Fonte: CNBC, 10 maggio 2022
A beneficio dei nuovi lettori, nel corso degli anni Settanta la Fed cercò di gestire l’inflazione, muovendo i Fed Funds in relazione ai dati sull’inflazione. Il risultato fu deludente, come si osserva nella tabella sottostante, e fu necessaria la “cura” di Paul Volcker.
Fonte: Fred
Detto questo, il paragone con gli anni Settanta, da parte del membro del FOMC Christopher Waller, appariva eccessivo, molto in ragione del fatto che l’ipotesi di tassi d’interesse strutturalmente al di sopra del tasso d’inflazione, per oltre un decennio, appare ancora oggi uno scenario estremo.
In aggiunta, la progressiva flessione delle aspettative inflazionistiche ha fatto ritenere verosimile un rallentamento della politica monetaria restrittiva della banca centrale americana: da qui il deciso rimbalzo del mercato azionario, avvenuto in concomitanza con una flessione dei rendimenti dei titoli di stato.
Fonte: 10Y Treasury Yield / S&P500 Large Cap Index – S&P500 Large Cap Index
(dicembre 2021-novembre 2022)
Tutto ciò fino alla riunione di Jackson Hole e al discorso di Jerome Powell sul tema: ‘‘La politica monetaria e la stabilità dei prezzi”.
Fonte: Jerome Powell, “Monetary Policy and Price Stability”, Agosto 2022
Come già osservato nell’analisi della forza relativa tra i rendimenti dei Treasuries a dieci anni e l’S&P500, dalla riunione di Jackson Hole gli investitori non hanno più creduto all’ipotesi di un “pivot” di politica monetaria da parte della Fed: i rendimenti hanno continuato a muoversi al rialzo e i rimbalzi dell’S&P500 sono stati sistematicamente “venduti”, in quelli che sono tipici movimenti di controtrend rispetto alla direzione primaria del mercato.
Su questo percorso siamo infine arrivati alla riunione di mercoledì scorso, dove Jerome Powell ha affrontato con chiarezza tre temi fondamentali: la velocità dei rialzi, il livello massimo dei tassi nel prossimo futuro e, infine, la durata del periodo in cui i tassi resteranno sui c.d. “restrictive levels”.
Fonte: Jerome Powell, Fed meeting, 2 novembre 2022
È certamente prematuro valutare le conseguenze sui mercati dell’ultima riunione Fed, ma un primo effetto si è manifestato con immediatezza ed è il rialzo delle aspettative sui Fed Funds per le prossime sedute: per il meeting del 23 giugno prossimo il mercato oggi prezza al 70% un livello dei tassi americani compreso tra il 5% ed il 5,5%.
Fonte: CME FedWatch
Quali sono le ripercussioni di questo stato di cose sulle scelte di asset allocation? Le valutazioni sono numerose ma un dato resta evidente: sia il mercato obbligazionario sia quello azionario restano in piena correzione.

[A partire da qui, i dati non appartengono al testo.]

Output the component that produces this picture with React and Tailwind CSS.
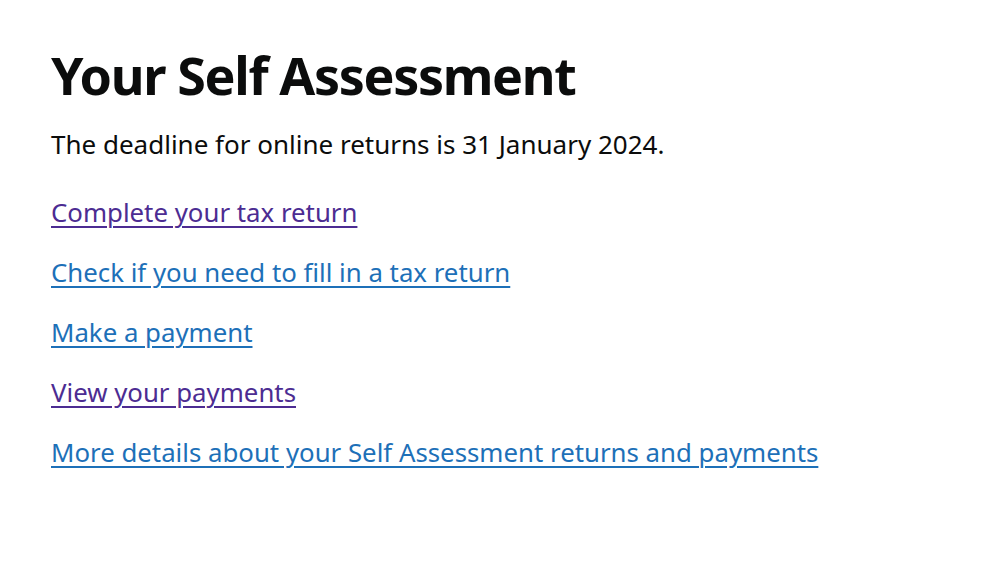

Non solo: in termini di forza relativa, come osserviamo dal grafico sottostante, l’azionario continua a sovraperformare l’obbligazionario, ad ulteriore conferma di quanto la correzione di questo 2022 sia stata nel complesso superiore per dimensioni sul comparto del credito rispetto a quello azionario.
Fonte: Vanguard Index Trust 500 Index / Vanguard Long-Term Treasury Fund (1995-2022) Venendo alle conclusioni, è fondamentale prendere atto che Jerome Powell non avrebbe potuto essere più chiaro e che, contrariamente a quanto è avvenuto dalla crisi del 2008 alla fine del 2021, la Fed, al pari delle altre banche centrali, non è più “market friendly”. Mantenere le condizioni del credito su livelli “restrittivi” significa quindi, non molto implicitamente, accettare prezzi più bassi per tutte le attività finanziarie da qui in avanti. In un simile contesto è piuttosto evidente che il quadro resterà mutevole e potenzialmente soggetto a cambiamenti radicali in tempi nel complesso contenuti. È altresì chiaro che, una volta raggiunti gli obiettivi in termini d’inflazione target, si apriranno opportunità significative su gran parte dei c.d. “risky assets”. Questo è il caso base, che cambierà in funzione dell’evoluzione dei dati, rispetto ai quali, come sempre, le nostre scelte d’investimento dovranno farsi trovare allineate.